Now for the unexpected


I have not yet abandoned the minimal support provided by a few people, like tour guides, who speak some english. Most of the people I am encountering day to day have no English, and my Chinese is very basic. From here on though, I will be moving into areas where very few people speak Chinese; nobody speaks any English; and where I have no Tibetan at all. The stress and strain of working in such a foreign environment is much greater than I anticipated. It turns every encounter, no matter how trivial, into a major exercise. Have I got sufficient words from the phrase book to set and recognise the context in which something is being said? What exactly is it I am trying to do right now? What do I need to have as an absolute minimum to succeed in what I am doing and how will I recognise when I have got that minimum? When you apply this to getting a taxi into town; finding something to eat; arranging tours; sorting out the areas to go to; and how to get to them; indeed to everything, then the wear and tear soon starts to mount up. Throw in my timidity in the face of the unknown and something has to give. At present, the thing that is giving most is eating - I have never found it possible to eat very much when travelling, irrespective of cuisine, or lack of it. On this trip so far, I have been spending so much time trying to sort out things, that I keep forgetting to eat. Still it is good for the figure - in three weeks of travelling I have lost 6kg.
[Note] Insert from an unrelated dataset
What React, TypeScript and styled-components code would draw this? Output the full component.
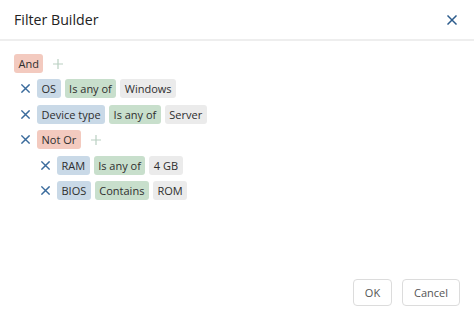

As the difficulties are only going to grow from now on, and though I have yet to gain any of the benefits I am looking for from this trip, I have started to question whether I can do this, or whether I would be better off considering a fallback position - such as employing tour operators to arrange tours for me to at least give me the support that local knowledge will provide. It is proving far, far harder than I thought it would be; and I do wonder if wimpiness is the better part of discretion.